In an unspecified future, the natural world has finally been eradicated, destroyed by a humanity that no longer needs growing stuff to survive, whether it is for food or for oxygen. But a guilt afflicted society has decided to preserve as much of the natural world as is possible, which in this case means launching samples of flora and fauna into space, nurtured amidst large geodesic domes carried aboard massive freighters. For Freeman Lowell aboard the Valley Forge, it's his sworn duty, his one true calling, and the one place he feels truly at home. For his three crewmates, it's a dead end job in the hind end of space. Lowell has been campaigning for the reestablishment of the Parks and Forests system on Earth, but when the call comes in, it's an order for the freighters to return to their normal duties, for the mission to be abandoned, for the domes to be jettisoned and destroyed. His crewmates may be jubilant, but that's the one thing that Freeman Lowell will not allow.

Picture
The 1.85:1 widescreen 1080p transfer on this disc looks pristine. It's absent of any print damage or cine wobble, and you can read in the accompanying booklet the journey it's had from interpositive, via restoration to this disc. That said, you shouldn't expect modern blockbuster levels of clarity and pop on this disc. This is after all a 40-year-old low budget, practically independent film. The film looks a little flat at times, there is a significant but constant level of film grain, and blacks in certain scenes, especially effects sequences, do tend to be uneven, no doubt because of the front-projection techniques used to get all the effects in camera. But in the brighter scenes, colours are strong and vivid, and detail levels are high. You can read all of the badges on Lowell's uniform, and see the detail in the cloth texture. The effects work still holds up well today, mostly because as mentioned, it's in camera, while shooting the interior sequences on the decommissioned Valley Forge aircraft carrier gives the film an epic scope.

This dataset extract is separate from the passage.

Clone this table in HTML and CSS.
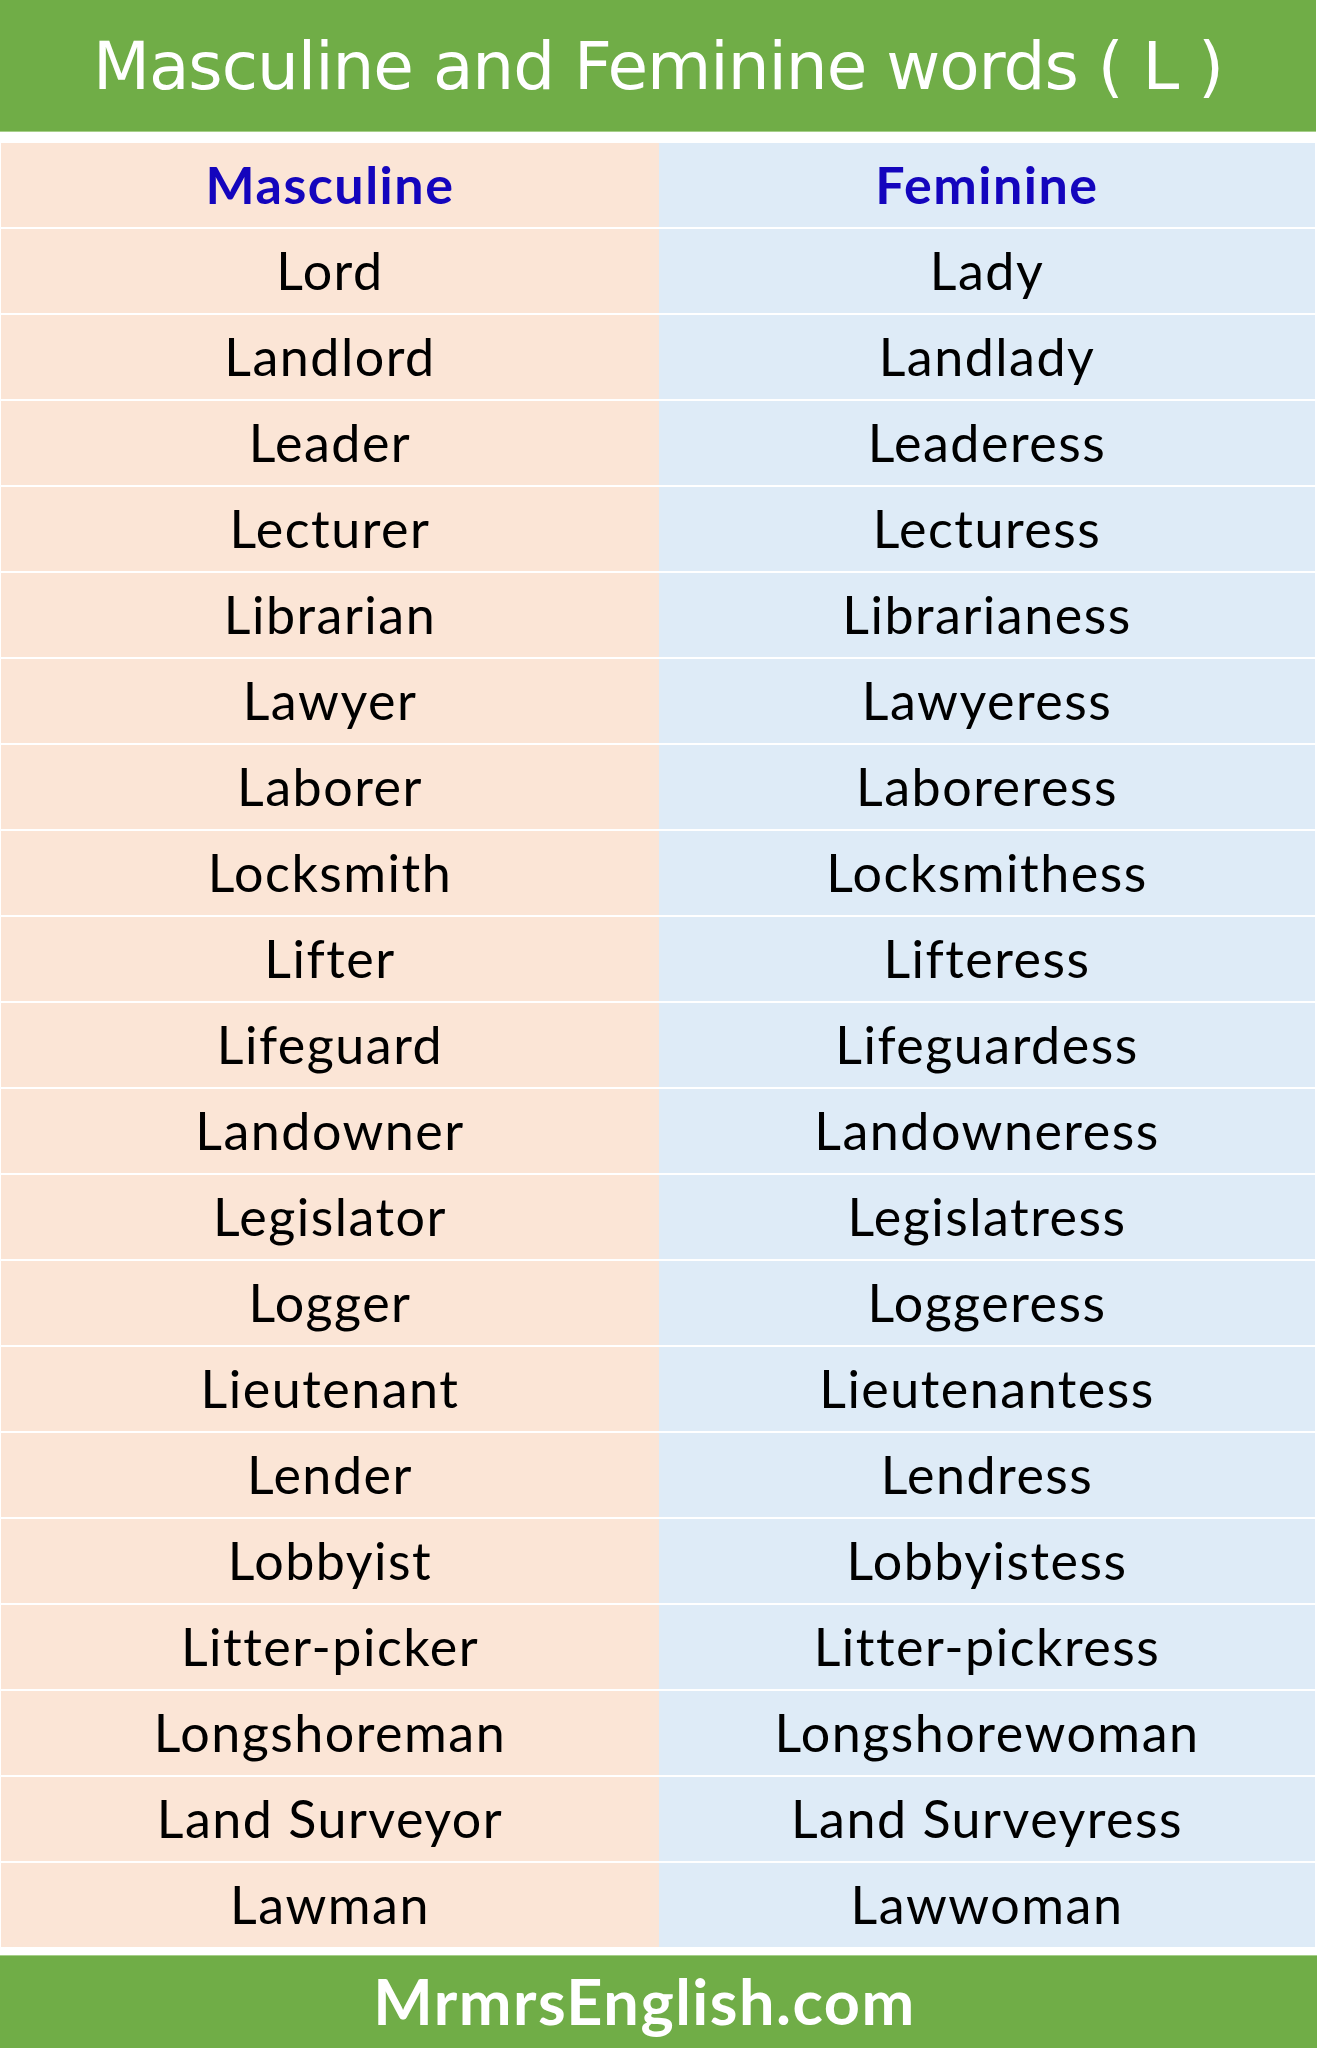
FILE: index.html
```html
<!DOCTYPE html>
<html lang="en">
<head>
<meta charset="utf-8">
<title>Masculine and Feminine words ( L )</title>
<link rel="stylesheet" href="styles.css">
</head>
<body>
<header class="banner"><h1 class="title">Masculine and Feminine words ( L )</h1></header>
<main class="table">
  <div class="cell m head">Masculine</div><div class="cell f head">Feminine</div>
  <div class="cell m">Lord</div><div class="cell f">Lady</div>
  <div class="cell m">Landlord</div><div class="cell f">Landlady</div>
  <div class="cell m">Leader</div><div class="cell f">Leaderess</div>
  <div class="cell m">Lecturer</div><div class="cell f">Lecturess</div>
  <div class="cell m">Librarian</div><div class="cell f">Librarianess</div>
  <div class="cell m">Lawyer</div><div class="cell f">Lawyeress</div>
  <div class="cell m">Laborer</div><div class="cell f">Laboreress</div>
  <div class="cell m">Locksmith</div><div class="cell f">Locksmithess</div>
  <div class="cell m">Lifter</div><div class="cell f">Lifteress</div>
  <div class="cell m">Lifeguard</div><div class="cell f">Lifeguardess</div>
  <div class="cell m">Landowner</div><div class="cell f">Landowneress</div>
  <div class="cell m">Legislator</div><div class="cell f">Legislatress</div>
  <div class="cell m">Logger</div><div class="cell f">Loggeress</div>
  <div class="cell m">Lieutenant</div><div class="cell f">Lieutenantess</div>
  <div class="cell m">Lender</div><div class="cell f">Lendress</div>
  <div class="cell m">Lobbyist</div><div class="cell f">Lobbyistess</div>
  <div class="cell m">Litter-picker</div><div class="cell f">Litter-pickress</div>
  <div class="cell m">Longshoreman</div><div class="cell f">Longshorewoman</div>
  <div class="cell m">Land Surveyor</div><div class="cell f">Land Surveyress</div>
  <div class="cell m">Lawman</div><div class="cell f">Lawwoman</div>
</main>
<footer class="footer">MrmrsEnglish.com</footer>
</body>
</html>
```
FILE: styles.css
```css
html, body {
  margin: 0;
  padding: 0;
  background: #ffffff;
}
body {
  width: 1317px;
  height: 2048px;
  overflow: hidden;
  font-family: Lato, "Liberation Sans", sans-serif;
}
.banner {
  height: 132px;
  background: #70ad47;
  border-bottom: 1px solid #a6cf8a;
  box-sizing: border-box;
  display: flex;
  align-items: center;
  justify-content: center;
  margin-right: 1px;
}
.title {
  margin: 0;
  color: #ffffff;
  font-family: "DejaVu Sans", sans-serif;
  font-weight: normal;
  font-size: 66px;
  letter-spacing: -1px;
  line-height: 1;
  padding-top: 2px;
}
.table {
  margin-top: 11px;
  padding: 0 1px;
  display: grid;
  grid-template-columns: 658px 656px;
  grid-auto-rows: 84px;
  row-gap: 2px;
}
.cell {
  display: flex;
  align-items: center;
  justify-content: center;
  font-size: 52px;
  letter-spacing: 1.5px;
  color: #000000;
  line-height: 1;
  padding-bottom: 3px;
  box-sizing: border-box;
}
.m { background: #fbe5d6; }
.f { background: #deebf7; }
.head {
  font-weight: bold;
  color: #1405bd;
}
.footer {
  margin-top: 8px;
  height: 93px;
  background: #70ad47;
  border-top: 1px solid #a6cf8a;
  box-sizing: border-box;
  display: flex;
  align-items: center;
  justify-content: center;
  color: #ffffff;
  font-weight: bold;
  font-size: 63px;
  letter-spacing: 1.5px;
  line-height: 1;
  padding-bottom: 4px;
  padding-right: 28px;
}
```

The images in this review are sourced from the press release, and aren't necessarily representative of the final retail release.

Inline Image

Sound
The audio for Silent Running is the original mono format, presented here as a DTS-HD MA 2.0 English audio track. As you can imagine, it's a front focussed affair, with little in terms of space to it, but the clarity is excellent, there's no distortion or drop outs, and the film sounds fantastic given its constraints. Then there is that hauntingly memorable Joan Baez theme song…

English SDH subtitles are provided should you require them.